* _Objective_: Look for the line containing "What React and" and the line containing "export default App;" in the entries below. Copy those two and all lines between them exactly, leaving out pictures.

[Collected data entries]
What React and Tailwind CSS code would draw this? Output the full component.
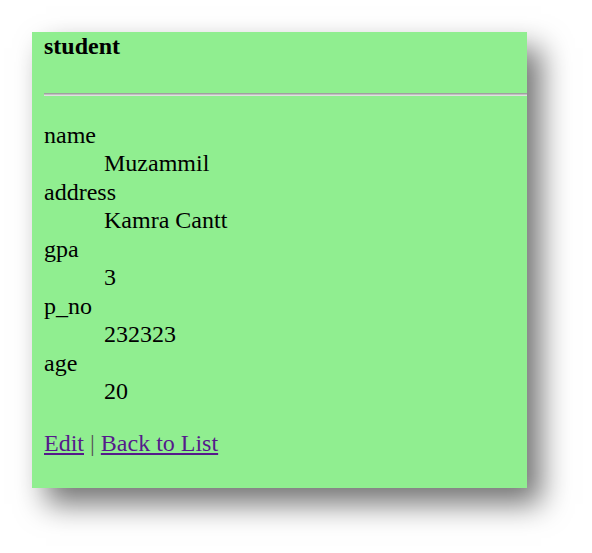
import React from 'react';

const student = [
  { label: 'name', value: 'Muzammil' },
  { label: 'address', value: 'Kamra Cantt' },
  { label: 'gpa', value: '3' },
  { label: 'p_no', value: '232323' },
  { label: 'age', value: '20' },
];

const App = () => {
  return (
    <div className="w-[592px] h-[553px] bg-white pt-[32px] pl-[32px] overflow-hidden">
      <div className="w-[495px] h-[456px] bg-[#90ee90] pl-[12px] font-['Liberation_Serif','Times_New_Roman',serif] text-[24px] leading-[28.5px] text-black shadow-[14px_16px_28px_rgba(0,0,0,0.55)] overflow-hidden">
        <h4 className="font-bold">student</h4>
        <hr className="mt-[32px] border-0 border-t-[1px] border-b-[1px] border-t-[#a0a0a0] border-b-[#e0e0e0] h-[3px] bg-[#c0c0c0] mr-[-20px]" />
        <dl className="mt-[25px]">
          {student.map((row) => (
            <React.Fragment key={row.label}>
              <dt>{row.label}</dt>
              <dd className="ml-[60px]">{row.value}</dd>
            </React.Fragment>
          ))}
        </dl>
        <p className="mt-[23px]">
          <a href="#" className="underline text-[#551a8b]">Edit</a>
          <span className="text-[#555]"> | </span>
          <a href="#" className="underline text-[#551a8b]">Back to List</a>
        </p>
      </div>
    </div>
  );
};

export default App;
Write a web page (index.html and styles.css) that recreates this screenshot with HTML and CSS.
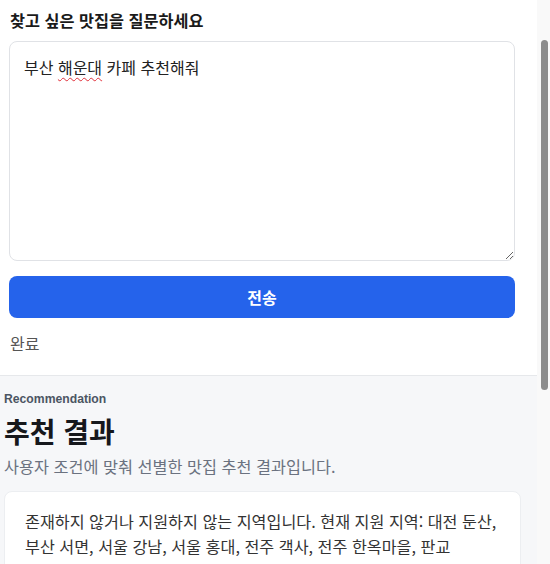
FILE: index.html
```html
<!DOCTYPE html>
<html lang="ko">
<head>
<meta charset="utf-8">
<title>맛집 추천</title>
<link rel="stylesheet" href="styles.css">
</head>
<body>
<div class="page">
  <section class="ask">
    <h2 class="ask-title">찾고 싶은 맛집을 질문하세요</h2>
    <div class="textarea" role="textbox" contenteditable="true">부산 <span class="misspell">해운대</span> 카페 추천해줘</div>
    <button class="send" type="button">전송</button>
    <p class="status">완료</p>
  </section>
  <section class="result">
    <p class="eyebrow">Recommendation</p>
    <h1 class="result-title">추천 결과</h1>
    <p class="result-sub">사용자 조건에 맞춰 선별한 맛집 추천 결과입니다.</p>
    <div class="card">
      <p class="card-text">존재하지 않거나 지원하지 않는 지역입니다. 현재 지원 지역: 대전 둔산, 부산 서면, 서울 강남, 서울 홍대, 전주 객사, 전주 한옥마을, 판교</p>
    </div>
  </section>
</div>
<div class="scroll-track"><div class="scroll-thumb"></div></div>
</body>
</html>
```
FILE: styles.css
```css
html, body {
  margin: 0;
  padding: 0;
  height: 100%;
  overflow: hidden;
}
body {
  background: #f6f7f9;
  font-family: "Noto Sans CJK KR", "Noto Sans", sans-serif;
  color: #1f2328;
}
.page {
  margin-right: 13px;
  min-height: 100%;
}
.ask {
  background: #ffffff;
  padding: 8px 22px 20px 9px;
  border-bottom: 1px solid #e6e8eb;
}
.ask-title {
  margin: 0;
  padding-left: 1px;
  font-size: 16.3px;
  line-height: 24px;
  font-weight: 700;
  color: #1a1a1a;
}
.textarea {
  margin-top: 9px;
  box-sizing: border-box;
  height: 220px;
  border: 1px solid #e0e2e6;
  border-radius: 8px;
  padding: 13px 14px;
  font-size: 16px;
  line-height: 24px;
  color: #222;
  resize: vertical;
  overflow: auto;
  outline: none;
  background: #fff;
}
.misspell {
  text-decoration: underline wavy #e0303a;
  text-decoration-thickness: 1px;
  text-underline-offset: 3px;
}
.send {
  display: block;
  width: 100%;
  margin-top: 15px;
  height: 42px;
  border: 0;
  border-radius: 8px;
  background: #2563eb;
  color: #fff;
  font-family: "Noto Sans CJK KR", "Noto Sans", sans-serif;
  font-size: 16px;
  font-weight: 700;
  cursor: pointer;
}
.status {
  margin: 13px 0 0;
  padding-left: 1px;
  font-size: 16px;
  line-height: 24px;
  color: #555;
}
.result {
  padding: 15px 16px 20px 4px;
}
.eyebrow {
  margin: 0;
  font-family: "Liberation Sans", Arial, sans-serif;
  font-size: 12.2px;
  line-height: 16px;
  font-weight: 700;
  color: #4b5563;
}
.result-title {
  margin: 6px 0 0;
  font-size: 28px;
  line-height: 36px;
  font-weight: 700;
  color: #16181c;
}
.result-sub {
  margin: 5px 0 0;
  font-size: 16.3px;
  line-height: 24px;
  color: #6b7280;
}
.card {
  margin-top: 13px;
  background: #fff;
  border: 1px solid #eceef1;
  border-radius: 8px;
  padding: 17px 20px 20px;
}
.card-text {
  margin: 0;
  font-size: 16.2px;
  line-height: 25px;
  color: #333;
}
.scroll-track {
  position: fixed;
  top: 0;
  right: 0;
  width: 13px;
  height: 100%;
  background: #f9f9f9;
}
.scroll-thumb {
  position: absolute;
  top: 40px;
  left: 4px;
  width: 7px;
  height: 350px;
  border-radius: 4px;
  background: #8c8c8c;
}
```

...

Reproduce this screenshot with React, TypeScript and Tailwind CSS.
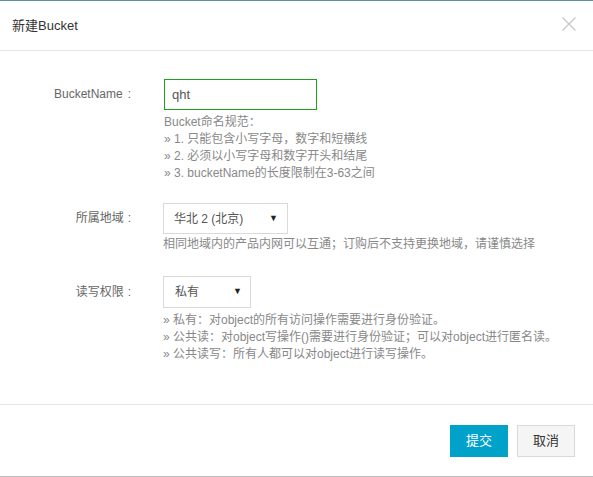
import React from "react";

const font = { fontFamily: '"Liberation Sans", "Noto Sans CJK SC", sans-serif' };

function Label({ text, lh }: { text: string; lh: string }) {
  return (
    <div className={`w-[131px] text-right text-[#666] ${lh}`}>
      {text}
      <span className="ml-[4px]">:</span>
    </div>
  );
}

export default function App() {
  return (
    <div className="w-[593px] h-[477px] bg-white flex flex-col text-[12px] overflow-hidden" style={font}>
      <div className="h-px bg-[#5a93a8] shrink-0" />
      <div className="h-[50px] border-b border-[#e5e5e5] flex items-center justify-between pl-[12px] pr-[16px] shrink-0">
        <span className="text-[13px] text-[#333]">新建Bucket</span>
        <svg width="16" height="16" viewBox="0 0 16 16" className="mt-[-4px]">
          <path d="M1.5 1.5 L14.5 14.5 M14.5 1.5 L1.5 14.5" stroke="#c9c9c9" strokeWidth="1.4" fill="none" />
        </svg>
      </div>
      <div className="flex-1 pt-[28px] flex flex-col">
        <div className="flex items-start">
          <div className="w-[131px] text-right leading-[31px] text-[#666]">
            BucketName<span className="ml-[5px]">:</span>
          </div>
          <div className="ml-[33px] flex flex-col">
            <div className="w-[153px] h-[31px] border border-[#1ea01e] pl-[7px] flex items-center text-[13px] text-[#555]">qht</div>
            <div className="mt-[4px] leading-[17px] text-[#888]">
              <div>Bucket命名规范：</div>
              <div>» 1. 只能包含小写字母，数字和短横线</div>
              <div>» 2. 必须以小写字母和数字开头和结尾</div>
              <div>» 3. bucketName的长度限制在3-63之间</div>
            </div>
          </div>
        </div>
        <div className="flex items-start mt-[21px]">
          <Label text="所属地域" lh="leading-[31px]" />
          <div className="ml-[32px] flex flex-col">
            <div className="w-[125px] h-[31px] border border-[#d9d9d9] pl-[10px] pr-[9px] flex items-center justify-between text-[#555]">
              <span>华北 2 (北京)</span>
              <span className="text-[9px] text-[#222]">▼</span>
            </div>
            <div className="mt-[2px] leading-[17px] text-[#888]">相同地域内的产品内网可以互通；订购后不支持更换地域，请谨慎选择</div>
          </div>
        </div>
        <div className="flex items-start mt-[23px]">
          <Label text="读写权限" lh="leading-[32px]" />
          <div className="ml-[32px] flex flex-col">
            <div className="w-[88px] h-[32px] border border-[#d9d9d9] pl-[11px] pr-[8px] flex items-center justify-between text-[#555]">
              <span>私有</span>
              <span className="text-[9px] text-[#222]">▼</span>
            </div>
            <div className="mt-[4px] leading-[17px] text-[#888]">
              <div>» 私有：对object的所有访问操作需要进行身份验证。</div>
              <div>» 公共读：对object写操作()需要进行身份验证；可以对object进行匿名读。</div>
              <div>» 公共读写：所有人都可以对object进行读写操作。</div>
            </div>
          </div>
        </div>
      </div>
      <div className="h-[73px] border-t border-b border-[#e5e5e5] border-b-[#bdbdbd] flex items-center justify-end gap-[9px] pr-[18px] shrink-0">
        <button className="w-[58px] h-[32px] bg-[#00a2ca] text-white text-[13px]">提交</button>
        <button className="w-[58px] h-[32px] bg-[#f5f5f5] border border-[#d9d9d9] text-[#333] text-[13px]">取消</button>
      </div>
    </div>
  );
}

* _Solution for this task_:
What React and Tailwind CSS code would draw this? Output the full component.
import React from 'react';

const student = [
  { label: 'name', value: 'Muzammil' },
  { label: 'address', value: 'Kamra Cantt' },
  { label: 'gpa', value: '3' },
  { label: 'p_no', value: '232323' },
  { label: 'age', value: '20' },
];

const App = () => {
  return (
    <div className="w-[592px] h-[553px] bg-white pt-[32px] pl-[32px] overflow-hidden">
      <div className="w-[495px] h-[456px] bg-[#90ee90] pl-[12px] font-['Liberation_Serif','Times_New_Roman',serif] text-[24px] leading-[28.5px] text-black shadow-[14px_16px_28px_rgba(0,0,0,0.55)] overflow-hidden">
        <h4 className="font-bold">student</h4>
        <hr className="mt-[32px] border-0 border-t-[1px] border-b-[1px] border-t-[#a0a0a0] border-b-[#e0e0e0] h-[3px] bg-[#c0c0c0] mr-[-20px]" />
        <dl className="mt-[25px]">
          {student.map((row) => (
            <React.Fragment key={row.label}>
              <dt>{row.label}</dt>
              <dd className="ml-[60px]">{row.value}</dd>
            </React.Fragment>
          ))}
        </dl>
        <p className="mt-[23px]">
          <a href="#" className="underline text-[#551a8b]">Edit</a>
          <span className="text-[#555]"> | </span>
          <a href="#" className="underline text-[#551a8b]">Back to List</a>
        </p>
      </div>
    </div>
  );
};

export default App;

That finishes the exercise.